Here, we made a stability analysis of Lienard-type systems where the perturbation is the application of non-integer differential operators. It is clear that the Jacobian of the fractional differential operator can "distort" the geometric behavior of the orbits around the equilibrium points, thus we identified in which cases this distortion influences importantly the dynamics of the system (as compared to the dynamics under the integer differential operator).

It is well known that obtaining analytical solutions for given dynamical systems, mainly in the nonlinear case, is practically impossible. Thus, a numerical approach together with a qualitative analysis becomes a suitable strategy; hence, the relevance of the methodology used in this work. Here we have studied the behavior of Lienard-type systems using different derivative operators: integer and fractional. The fractional derivatives we used were Gränwald-Letnikov (GL), conformable (G), and non-conformable (N), while the ordinary derivative was also shown as a reference. The main disadvantage of GL derivative is the non-compliance of several classical properties of the ordinary derivative, which makes it unable to "replicate" the case studies of the integer-order. The local fractional G and N derivatives, do not have that disadvantage thus have some points in favor. For example, the G derivative is conformable which ensures an "equivalence" with the results of the integer-order at all finite times. In the case of the N derivative, although it is non-conformable, at infinity behaves like the ordinary derivative, which is of paramount importance in the Qualitative Theory. Moreover, we have demonstrated theoretically that there is a "certain geometrical similarity" between the trajectories of Lienardtype systems with different differential operators; also, with numerical examples we showed that some cases suffer more distortions than others.
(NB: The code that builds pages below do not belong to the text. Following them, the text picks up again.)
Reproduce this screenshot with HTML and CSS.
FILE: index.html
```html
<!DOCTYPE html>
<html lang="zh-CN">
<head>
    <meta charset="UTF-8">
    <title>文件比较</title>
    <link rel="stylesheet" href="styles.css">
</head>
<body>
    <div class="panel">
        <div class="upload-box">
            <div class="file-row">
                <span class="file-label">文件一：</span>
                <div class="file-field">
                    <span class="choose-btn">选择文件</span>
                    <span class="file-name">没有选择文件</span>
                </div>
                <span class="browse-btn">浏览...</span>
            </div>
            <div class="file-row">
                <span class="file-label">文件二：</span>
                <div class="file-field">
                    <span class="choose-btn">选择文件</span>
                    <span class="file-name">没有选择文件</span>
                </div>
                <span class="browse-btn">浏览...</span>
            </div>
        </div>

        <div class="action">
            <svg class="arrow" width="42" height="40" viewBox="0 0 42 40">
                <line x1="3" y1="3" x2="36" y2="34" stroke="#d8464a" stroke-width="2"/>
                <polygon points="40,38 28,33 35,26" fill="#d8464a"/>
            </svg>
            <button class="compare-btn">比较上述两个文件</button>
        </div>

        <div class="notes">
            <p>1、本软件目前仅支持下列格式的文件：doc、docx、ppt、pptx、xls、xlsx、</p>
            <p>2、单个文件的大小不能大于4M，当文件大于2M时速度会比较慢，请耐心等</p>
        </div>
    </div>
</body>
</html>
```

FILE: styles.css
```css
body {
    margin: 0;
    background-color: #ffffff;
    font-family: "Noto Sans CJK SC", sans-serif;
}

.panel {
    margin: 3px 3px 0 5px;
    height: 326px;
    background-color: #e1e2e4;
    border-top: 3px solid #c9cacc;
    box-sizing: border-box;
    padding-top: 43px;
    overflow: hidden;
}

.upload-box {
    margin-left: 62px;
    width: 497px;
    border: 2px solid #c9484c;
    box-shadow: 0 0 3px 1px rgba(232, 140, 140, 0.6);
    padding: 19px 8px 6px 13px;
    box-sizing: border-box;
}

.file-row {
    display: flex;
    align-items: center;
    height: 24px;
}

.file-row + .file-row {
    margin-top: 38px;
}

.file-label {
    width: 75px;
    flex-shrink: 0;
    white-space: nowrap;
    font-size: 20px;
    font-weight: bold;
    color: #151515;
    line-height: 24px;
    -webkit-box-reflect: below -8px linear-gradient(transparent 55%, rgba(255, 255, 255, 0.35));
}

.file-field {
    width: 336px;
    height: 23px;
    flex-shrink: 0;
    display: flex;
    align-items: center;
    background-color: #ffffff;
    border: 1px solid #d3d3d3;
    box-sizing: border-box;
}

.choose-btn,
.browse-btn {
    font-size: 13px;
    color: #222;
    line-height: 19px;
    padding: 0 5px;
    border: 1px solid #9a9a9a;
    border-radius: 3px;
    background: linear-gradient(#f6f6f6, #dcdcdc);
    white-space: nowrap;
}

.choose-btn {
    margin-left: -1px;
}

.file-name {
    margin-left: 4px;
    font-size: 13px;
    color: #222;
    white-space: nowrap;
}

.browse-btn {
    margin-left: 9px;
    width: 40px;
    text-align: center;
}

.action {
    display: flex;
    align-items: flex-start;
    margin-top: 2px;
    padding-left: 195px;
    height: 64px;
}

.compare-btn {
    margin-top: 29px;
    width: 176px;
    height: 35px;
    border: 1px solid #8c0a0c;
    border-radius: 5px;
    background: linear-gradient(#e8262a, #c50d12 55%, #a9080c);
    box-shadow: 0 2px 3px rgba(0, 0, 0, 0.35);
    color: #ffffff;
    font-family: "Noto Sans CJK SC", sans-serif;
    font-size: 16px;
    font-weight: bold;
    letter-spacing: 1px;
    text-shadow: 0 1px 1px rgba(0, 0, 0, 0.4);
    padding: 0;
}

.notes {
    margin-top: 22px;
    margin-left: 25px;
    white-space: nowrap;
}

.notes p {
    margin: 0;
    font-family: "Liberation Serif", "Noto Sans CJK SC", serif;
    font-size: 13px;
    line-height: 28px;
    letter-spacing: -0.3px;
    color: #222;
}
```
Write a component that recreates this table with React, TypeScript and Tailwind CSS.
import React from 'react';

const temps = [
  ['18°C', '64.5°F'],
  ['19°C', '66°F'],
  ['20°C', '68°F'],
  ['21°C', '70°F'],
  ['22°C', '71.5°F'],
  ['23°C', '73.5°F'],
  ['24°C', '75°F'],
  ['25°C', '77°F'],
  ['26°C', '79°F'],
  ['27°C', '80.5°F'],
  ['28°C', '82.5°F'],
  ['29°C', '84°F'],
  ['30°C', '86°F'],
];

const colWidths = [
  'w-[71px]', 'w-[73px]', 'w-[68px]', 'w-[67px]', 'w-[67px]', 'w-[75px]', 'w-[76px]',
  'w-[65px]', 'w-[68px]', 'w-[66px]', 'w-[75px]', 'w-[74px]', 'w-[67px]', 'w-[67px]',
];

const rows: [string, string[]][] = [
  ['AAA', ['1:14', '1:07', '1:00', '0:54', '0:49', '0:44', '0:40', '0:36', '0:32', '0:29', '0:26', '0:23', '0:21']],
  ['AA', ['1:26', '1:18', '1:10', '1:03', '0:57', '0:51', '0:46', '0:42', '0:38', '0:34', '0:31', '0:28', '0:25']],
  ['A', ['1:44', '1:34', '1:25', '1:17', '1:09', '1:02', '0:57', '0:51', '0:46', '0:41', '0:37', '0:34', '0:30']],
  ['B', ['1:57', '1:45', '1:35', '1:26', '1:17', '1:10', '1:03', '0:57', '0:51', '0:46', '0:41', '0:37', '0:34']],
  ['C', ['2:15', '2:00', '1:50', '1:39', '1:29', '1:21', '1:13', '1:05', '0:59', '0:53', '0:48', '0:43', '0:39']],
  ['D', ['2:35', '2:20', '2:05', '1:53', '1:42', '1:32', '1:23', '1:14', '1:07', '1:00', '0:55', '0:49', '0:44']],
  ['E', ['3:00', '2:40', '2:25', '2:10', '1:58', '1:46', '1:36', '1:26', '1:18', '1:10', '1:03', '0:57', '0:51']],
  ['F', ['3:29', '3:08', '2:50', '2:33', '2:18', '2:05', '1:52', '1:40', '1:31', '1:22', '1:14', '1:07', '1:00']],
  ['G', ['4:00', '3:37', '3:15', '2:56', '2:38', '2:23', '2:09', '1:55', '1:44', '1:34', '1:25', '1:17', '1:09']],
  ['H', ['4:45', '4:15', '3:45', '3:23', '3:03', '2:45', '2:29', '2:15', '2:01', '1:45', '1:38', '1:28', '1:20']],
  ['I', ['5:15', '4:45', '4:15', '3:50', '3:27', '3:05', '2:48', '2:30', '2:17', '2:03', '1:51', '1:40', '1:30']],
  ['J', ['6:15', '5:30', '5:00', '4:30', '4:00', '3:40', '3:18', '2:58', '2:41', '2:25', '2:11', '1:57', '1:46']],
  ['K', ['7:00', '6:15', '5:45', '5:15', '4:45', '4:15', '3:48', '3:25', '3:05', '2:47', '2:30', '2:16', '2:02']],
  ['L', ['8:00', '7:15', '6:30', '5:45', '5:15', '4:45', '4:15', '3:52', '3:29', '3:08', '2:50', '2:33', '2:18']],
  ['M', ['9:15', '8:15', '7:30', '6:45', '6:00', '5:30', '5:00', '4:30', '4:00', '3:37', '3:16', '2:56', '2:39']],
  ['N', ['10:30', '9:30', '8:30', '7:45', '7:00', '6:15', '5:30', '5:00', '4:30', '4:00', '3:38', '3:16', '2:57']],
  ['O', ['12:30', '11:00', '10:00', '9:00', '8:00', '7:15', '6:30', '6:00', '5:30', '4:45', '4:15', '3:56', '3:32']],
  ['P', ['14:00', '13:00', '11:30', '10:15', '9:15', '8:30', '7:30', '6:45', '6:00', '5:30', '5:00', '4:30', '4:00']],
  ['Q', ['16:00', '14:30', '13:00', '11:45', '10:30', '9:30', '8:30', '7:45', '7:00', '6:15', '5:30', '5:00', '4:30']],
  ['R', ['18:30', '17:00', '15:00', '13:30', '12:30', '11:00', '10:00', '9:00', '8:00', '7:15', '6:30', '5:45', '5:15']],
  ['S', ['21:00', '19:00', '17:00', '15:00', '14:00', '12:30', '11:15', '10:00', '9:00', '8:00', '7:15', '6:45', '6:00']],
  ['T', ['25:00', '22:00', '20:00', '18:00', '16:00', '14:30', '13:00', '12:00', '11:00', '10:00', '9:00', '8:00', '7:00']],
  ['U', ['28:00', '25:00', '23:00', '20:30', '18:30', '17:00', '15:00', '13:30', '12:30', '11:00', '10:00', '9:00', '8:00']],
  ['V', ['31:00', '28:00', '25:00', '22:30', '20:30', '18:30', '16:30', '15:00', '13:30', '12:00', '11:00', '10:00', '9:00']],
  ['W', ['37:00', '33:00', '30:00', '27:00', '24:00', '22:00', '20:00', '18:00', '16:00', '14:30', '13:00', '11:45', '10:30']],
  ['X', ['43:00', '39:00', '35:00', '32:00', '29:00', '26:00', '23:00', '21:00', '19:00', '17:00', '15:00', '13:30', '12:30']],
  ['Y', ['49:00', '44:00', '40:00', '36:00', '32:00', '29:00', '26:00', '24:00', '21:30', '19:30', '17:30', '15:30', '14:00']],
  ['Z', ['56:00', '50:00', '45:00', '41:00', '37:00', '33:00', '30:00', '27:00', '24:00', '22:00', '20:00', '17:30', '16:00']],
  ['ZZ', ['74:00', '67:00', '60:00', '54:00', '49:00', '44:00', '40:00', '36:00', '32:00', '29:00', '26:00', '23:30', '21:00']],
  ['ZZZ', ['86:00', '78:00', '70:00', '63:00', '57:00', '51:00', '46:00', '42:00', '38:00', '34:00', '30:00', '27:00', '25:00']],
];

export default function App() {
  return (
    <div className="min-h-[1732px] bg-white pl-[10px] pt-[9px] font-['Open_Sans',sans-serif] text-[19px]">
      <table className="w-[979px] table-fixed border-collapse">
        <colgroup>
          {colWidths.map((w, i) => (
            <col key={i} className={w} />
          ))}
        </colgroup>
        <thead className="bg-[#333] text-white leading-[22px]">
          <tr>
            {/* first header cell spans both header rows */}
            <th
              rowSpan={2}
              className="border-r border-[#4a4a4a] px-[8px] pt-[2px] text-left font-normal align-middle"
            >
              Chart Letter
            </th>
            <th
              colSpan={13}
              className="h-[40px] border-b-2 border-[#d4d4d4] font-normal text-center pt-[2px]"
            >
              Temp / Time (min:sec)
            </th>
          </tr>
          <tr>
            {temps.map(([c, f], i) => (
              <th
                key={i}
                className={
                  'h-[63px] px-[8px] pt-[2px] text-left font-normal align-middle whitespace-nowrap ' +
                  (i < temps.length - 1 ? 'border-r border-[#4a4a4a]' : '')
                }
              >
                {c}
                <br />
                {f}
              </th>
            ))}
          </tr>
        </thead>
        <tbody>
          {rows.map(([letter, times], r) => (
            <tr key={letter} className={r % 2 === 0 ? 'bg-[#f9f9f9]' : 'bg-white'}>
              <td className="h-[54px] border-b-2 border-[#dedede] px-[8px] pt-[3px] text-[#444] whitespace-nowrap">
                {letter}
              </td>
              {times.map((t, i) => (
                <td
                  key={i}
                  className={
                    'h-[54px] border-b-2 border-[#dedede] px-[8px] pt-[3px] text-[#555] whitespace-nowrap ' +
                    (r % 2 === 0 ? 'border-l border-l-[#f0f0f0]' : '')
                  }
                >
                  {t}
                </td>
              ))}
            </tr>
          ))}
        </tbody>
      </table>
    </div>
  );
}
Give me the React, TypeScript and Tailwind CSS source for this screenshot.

Moreover, from the figures presented in Sec. 2.2, we can make the following methodological observations:

(1) If the equilibrium position is globally asymptotically stable (or completely unstable), the orbits of the system "resist" the deformations and still offer a good approximation when *α* and *β* are close to *1.*

(2) If the equilibrium position is not structurally "good", the distortion manifests itself easily; *i.e.,* the factor *y*
^{
(1-ß)
}
*/x*
^{
(1-α)
} strongly influences the configuration of the orbits.

Finally, can we contribute to answer the questions posed at the beginning of the paper? Well, we realized that the study of the equilibrium points of the ordinary system provides hints of the behavior of the system under fractional differential operators; *i.e.,* the study of a fractional model should be accompanied by the qualitative study of the corresponding ordinary system. Indeed the previous analysis of the corresponding ordinary system may considerably help to understand and improve processes or phenomena studied in the frame of fractional derivatives.